## GIVEN MATERIAL

+-------+

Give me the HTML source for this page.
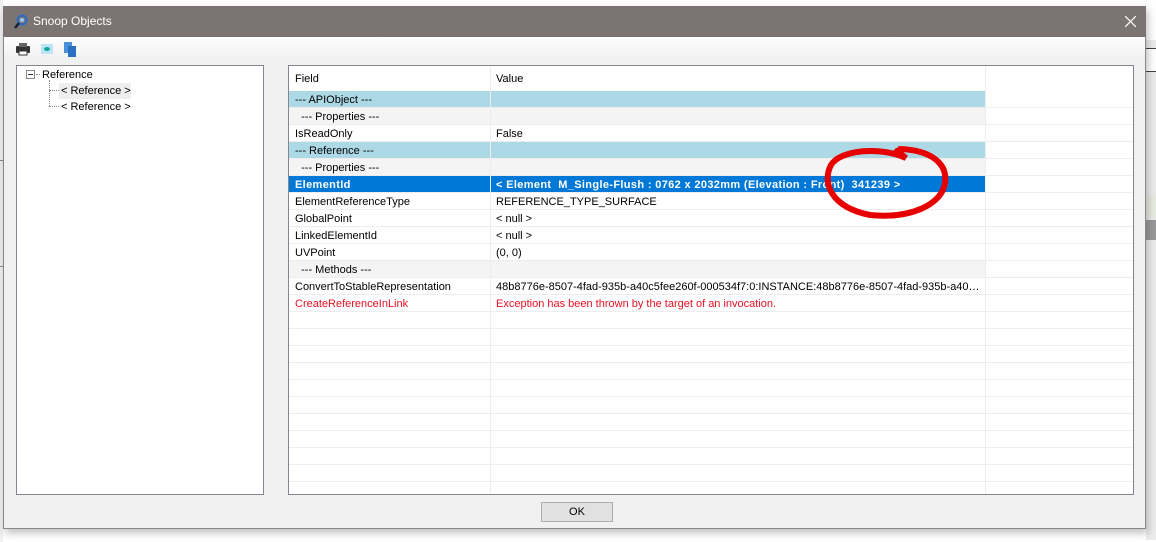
<!DOCTYPE html>
<html><head><style>
body{margin:0;width:1156px;height:542px;background:#fff;position:relative;overflow:hidden;font-family:"Liberation Sans",sans-serif;font-size:11px;}
.abs{position:absolute}
.row{position:absolute;left:0;height:17px;line-height:18px;border-bottom:1px solid #ededed;box-sizing:border-box;width:845px}
.row span{position:absolute;top:0;white-space:pre;overflow:hidden;text-overflow:ellipsis}
.f{left:6px;width:194px}.v{left:207px;width:486px}
.c1{position:absolute;left:0;width:201px;height:100%}
.c2{position:absolute;left:202px;width:494px;height:100%}
</style></head><body>
<div class="abs" style="left:0;top:0;width:3px;height:542px;background:#f0f0f0"></div>
<div class="abs" style="left:0;top:160px;width:3px;height:105px;border-top:1px solid #888;border-bottom:1px solid #888;background:#eee"></div>
<div class="abs" style="left:1146px;top:40px;width:10px;height:500px;background:#ececec"></div>
<div class="abs" style="left:1146px;top:48px;width:10px;height:22px;border-top:1px solid #444;border-bottom:1px solid #444;background:#fff"></div>
<div class="abs" style="left:1146px;top:195px;width:10px;height:22px;background:#e7ebe0"></div>
<div class="abs" style="left:1146px;top:220px;width:10px;height:20px;background:#9a9a9a"></div>
<div class="abs" style="left:3px;top:6px;width:1143px;height:523px;background:#f0f0f0;border:1px solid #888;box-sizing:border-box;box-shadow:2px 4px 8px rgba(0,0,0,.25)"></div>
<div class="abs" style="left:3px;top:6px;width:1143px;height:31px;background:#7b7473;color:#fff;font-size:12px;line-height:31px">
 <svg class="abs" style="left:10px;top:8px" width="16" height="16" viewBox="0 0 16 16"><circle cx="9" cy="6" r="4.5" fill="none" stroke="#2a6cc8" stroke-width="2"/><circle cx="9" cy="6" r="2" fill="#9cf"/><path d="M6 9 L2 14" stroke="#123" stroke-width="2.5"/></svg>
 <span class="abs" style="left:30px">Snoop Objects</span>
 <svg class="abs" style="left:1122px;top:10px" width="11" height="11"><path d="M0 0L11 11M11 0L0 11" stroke="#fff" stroke-width="1.2"/></svg>
</div>
<div class="abs" style="left:4px;top:37px;width:1141px;height:22px;background:linear-gradient(#fff,#f0f0f0)"></div>
<svg class="abs" style="left:16px;top:41px" width="64" height="16">
 <rect x="0" y="5" width="14" height="7" fill="#333" rx="1"/><rect x="3" y="2" width="8" height="4" fill="#666"/><rect x="3" y="10" width="8" height="4" fill="#fff" stroke="#333"/>
 <rect x="25" y="3" width="12" height="10" fill="#bde3f7"/><ellipse cx="31" cy="8" rx="3" ry="2" fill="#1a9"/>
 <rect x="48" y="1" width="8" height="11" fill="#4a90d9"/><rect x="52" y="5" width="8" height="11" fill="#2b6fc2"/>
</svg>
<div class="abs" style="left:16px;top:65px;width:248px;height:430px;background:#fff;border:1px solid #828790;box-sizing:border-box"></div>
<div class="abs" style="left:26px;top:70px;width:7px;height:7px;border:1px solid #888;background:#fff"></div>
<div class="abs" style="left:28px;top:74px;width:5px;height:1px;background:#333"></div>
<div class="abs" style="left:36px;top:74px;width:4px;border-top:1px dotted #888"></div>
<div class="abs" style="left:42px;top:69px">Reference</div>
<div class="abs" style="left:49px;top:80px;height:26px;border-left:1px dotted #888"></div>
<div class="abs" style="left:49px;top:90px;width:10px;border-top:1px dotted #888"></div>
<div class="abs" style="left:49px;top:106px;width:10px;border-top:1px dotted #888"></div>
<div class="abs" style="left:59px;top:83px;width:72px;height:16px;background:#eee"></div>
<div class="abs" style="left:61px;top:85px">&lt; Reference &gt;</div>
<div class="abs" style="left:61px;top:101px">&lt; Reference &gt;</div>
<div class="abs" style="left:288px;top:65px;width:846px;height:430px;background:#fff;border:1px solid #828790;box-sizing:border-box;overflow:hidden">
 <div class="abs" style="left:201px;top:0;width:1px;height:430px;background:#ededed"></div>
 <div class="abs" style="left:696px;top:0;width:1px;height:430px;background:#ededed"></div>
 <div class="abs" style="left:6px;top:7px">Field</div>
 <div class="abs" style="left:207px;top:7px">Value</div>
 <div id="rows" style="position:absolute;left:0;top:25px;width:845px"></div>
</div>
<script>
var R=[["--- APIObject ---","","h"],["  --- Properties ---","","g"],["IsReadOnly","False",""],["--- Reference ---","","h"],["  --- Properties ---","","g"],["ElementId","< Element  M_Single-Flush : 0762 x 2032mm (Elevation : Front)  341239 >","s"],["ElementReferenceType","REFERENCE_TYPE_SURFACE",""],["GlobalPoint","< null >",""],["LinkedElementId","< null >",""],["UVPoint","(0, 0)",""],["  --- Methods ---","","g"],["ConvertToStableRepresentation","48b8776e-8507-4fad-935b-a40c5fee260f-000534f7:0:INSTANCE:48b8776e-8507-4fad-935b-a40c5fee260f","" ],["CreateReferenceInLink","Exception has been thrown by the target of an invocation.","r"]];
var h="";for(var i=0;i<24;i++){var r=R[i]||["","",""];var bg=r[2]=="h"?"#add8e6":r[2]=="g"?"#f4f4f4":r[2]=="s"?"#0078d7":"";var col=r[2]=="s"?"#fff;font-weight:bold;letter-spacing:0.35px":r[2]=="r"?"#e81123":"#000";
h+='<div class="row" style="top:'+(i*17)+'px;color:'+col+'">'+(bg?'<div class="c1" style="background:'+bg+'"></div><div class="c2" style="background:'+bg+'"></div>':'')+'<span class="f">'+r[0].replace(/</g,"&lt;")+'</span><span class="v">'+r[1].replace(/</g,"&lt;")+'</span></div>';}
document.getElementById("rows").innerHTML=h;
</script>
<svg class="abs" style="left:0;top:0" width="1156" height="542"><path d="M897 151 L906 158 C880 146 840 150 831 165 C822 182 830 207 870 215 C912 219 942 204 945 183 C948 163 930 150 900 149" fill="none" stroke="#e60000" stroke-width="6" stroke-linecap="round"/></svg>
<div class="abs" style="left:541px;top:502px;width:72px;height:20px;background:#e1e1e1;border:1px solid #adadad;box-sizing:border-box;text-align:center;line-height:19px">OK</div>
</body></html>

+-------+

## EXERCISE DIRECTIONS
Write out the full listing verbatim, excluding its pictures.

## THE RESULT
Give me the HTML source for this page.
<!DOCTYPE html>
<html><head><style>
body{margin:0;width:1156px;height:542px;background:#fff;position:relative;overflow:hidden;font-family:"Liberation Sans",sans-serif;font-size:11px;}
.abs{position:absolute}
.row{position:absolute;left:0;height:17px;line-height:18px;border-bottom:1px solid #ededed;box-sizing:border-box;width:845px}
.row span{position:absolute;top:0;white-space:pre;overflow:hidden;text-overflow:ellipsis}
.f{left:6px;width:194px}.v{left:207px;width:486px}
.c1{position:absolute;left:0;width:201px;height:100%}
.c2{position:absolute;left:202px;width:494px;height:100%}
</style></head><body>
<div class="abs" style="left:0;top:0;width:3px;height:542px;background:#f0f0f0"></div>
<div class="abs" style="left:0;top:160px;width:3px;height:105px;border-top:1px solid #888;border-bottom:1px solid #888;background:#eee"></div>
<div class="abs" style="left:1146px;top:40px;width:10px;height:500px;background:#ececec"></div>
<div class="abs" style="left:1146px;top:48px;width:10px;height:22px;border-top:1px solid #444;border-bottom:1px solid #444;background:#fff"></div>
<div class="abs" style="left:1146px;top:195px;width:10px;height:22px;background:#e7ebe0"></div>
<div class="abs" style="left:1146px;top:220px;width:10px;height:20px;background:#9a9a9a"></div>
<div class="abs" style="left:3px;top:6px;width:1143px;height:523px;background:#f0f0f0;border:1px solid #888;box-sizing:border-box;box-shadow:2px 4px 8px rgba(0,0,0,.25)"></div>
<div class="abs" style="left:3px;top:6px;width:1143px;height:31px;background:#7b7473;color:#fff;font-size:12px;line-height:31px">
 <svg class="abs" style="left:10px;top:8px" width="16" height="16" viewBox="0 0 16 16"><circle cx="9" cy="6" r="4.5" fill="none" stroke="#2a6cc8" stroke-width="2"/><circle cx="9" cy="6" r="2" fill="#9cf"/><path d="M6 9 L2 14" stroke="#123" stroke-width="2.5"/></svg>
 <span class="abs" style="left:30px">Snoop Objects</span>
 <svg class="abs" style="left:1122px;top:10px" width="11" height="11"><path d="M0 0L11 11M11 0L0 11" stroke="#fff" stroke-width="1.2"/></svg>
</div>
<div class="abs" style="left:4px;top:37px;width:1141px;height:22px;background:linear-gradient(#fff,#f0f0f0)"></div>
<svg class="abs" style="left:16px;top:41px" width="64" height="16">
 <rect x="0" y="5" width="14" height="7" fill="#333" rx="1"/><rect x="3" y="2" width="8" height="4" fill="#666"/><rect x="3" y="10" width="8" height="4" fill="#fff" stroke="#333"/>
 <rect x="25" y="3" width="12" height="10" fill="#bde3f7"/><ellipse cx="31" cy="8" rx="3" ry="2" fill="#1a9"/>
 <rect x="48" y="1" width="8" height="11" fill="#4a90d9"/><rect x="52" y="5" width="8" height="11" fill="#2b6fc2"/>
</svg>
<div class="abs" style="left:16px;top:65px;width:248px;height:430px;background:#fff;border:1px solid #828790;box-sizing:border-box"></div>
<div class="abs" style="left:26px;top:70px;width:7px;height:7px;border:1px solid #888;background:#fff"></div>
<div class="abs" style="left:28px;top:74px;width:5px;height:1px;background:#333"></div>
<div class="abs" style="left:36px;top:74px;width:4px;border-top:1px dotted #888"></div>
<div class="abs" style="left:42px;top:69px">Reference</div>
<div class="abs" style="left:49px;top:80px;height:26px;border-left:1px dotted #888"></div>
<div class="abs" style="left:49px;top:90px;width:10px;border-top:1px dotted #888"></div>
<div class="abs" style="left:49px;top:106px;width:10px;border-top:1px dotted #888"></div>
<div class="abs" style="left:59px;top:83px;width:72px;height:16px;background:#eee"></div>
<div class="abs" style="left:61px;top:85px">&lt; Reference &gt;</div>
<div class="abs" style="left:61px;top:101px">&lt; Reference &gt;</div>
<div class="abs" style="left:288px;top:65px;width:846px;height:430px;background:#fff;border:1px solid #828790;box-sizing:border-box;overflow:hidden">
 <div class="abs" style="left:201px;top:0;width:1px;height:430px;background:#ededed"></div>
 <div class="abs" style="left:696px;top:0;width:1px;height:430px;background:#ededed"></div>
 <div class="abs" style="left:6px;top:7px">Field</div>
 <div class="abs" style="left:207px;top:7px">Value</div>
 <div id="rows" style="position:absolute;left:0;top:25px;width:845px"></div>
</div>
<script>
var R=[["--- APIObject ---","","h"],["  --- Properties ---","","g"],["IsReadOnly","False",""],["--- Reference ---","","h"],["  --- Properties ---","","g"],["ElementId","< Element  M_Single-Flush : 0762 x 2032mm (Elevation : Front)  341239 >","s"],["ElementReferenceType","REFERENCE_TYPE_SURFACE",""],["GlobalPoint","< null >",""],["LinkedElementId","< null >",""],["UVPoint","(0, 0)",""],["  --- Methods ---","","g"],["ConvertToStableRepresentation","48b8776e-8507-4fad-935b-a40c5fee260f-000534f7:0:INSTANCE:48b8776e-8507-4fad-935b-a40c5fee260f","" ],["CreateReferenceInLink","Exception has been thrown by the target of an invocation.","r"]];
var h="";for(var i=0;i<24;i++){var r=R[i]||["","",""];var bg=r[2]=="h"?"#add8e6":r[2]=="g"?"#f4f4f4":r[2]=="s"?"#0078d7":"";var col=r[2]=="s"?"#fff;font-weight:bold;letter-spacing:0.35px":r[2]=="r"?"#e81123":"#000";
h+='<div class="row" style="top:'+(i*17)+'px;color:'+col+'">'+(bg?'<div class="c1" style="background:'+bg+'"></div><div class="c2" style="background:'+bg+'"></div>':'')+'<span class="f">'+r[0].replace(/</g,"&lt;")+'</span><span class="v">'+r[1].replace(/</g,"&lt;")+'</span></div>';}
document.getElementById("rows").innerHTML=h;
</script>
<svg class="abs" style="left:0;top:0" width="1156" height="542"><path d="M897 151 L906 158 C880 146 840 150 831 165 C822 182 830 207 870 215 C912 219 942 204 945 183 C948 163 930 150 900 149" fill="none" stroke="#e60000" stroke-width="6" stroke-linecap="round"/></svg>
<div class="abs" style="left:541px;top:502px;width:72px;height:20px;background:#e1e1e1;border:1px solid #adadad;box-sizing:border-box;text-align:center;line-height:19px">OK</div>
</body></html>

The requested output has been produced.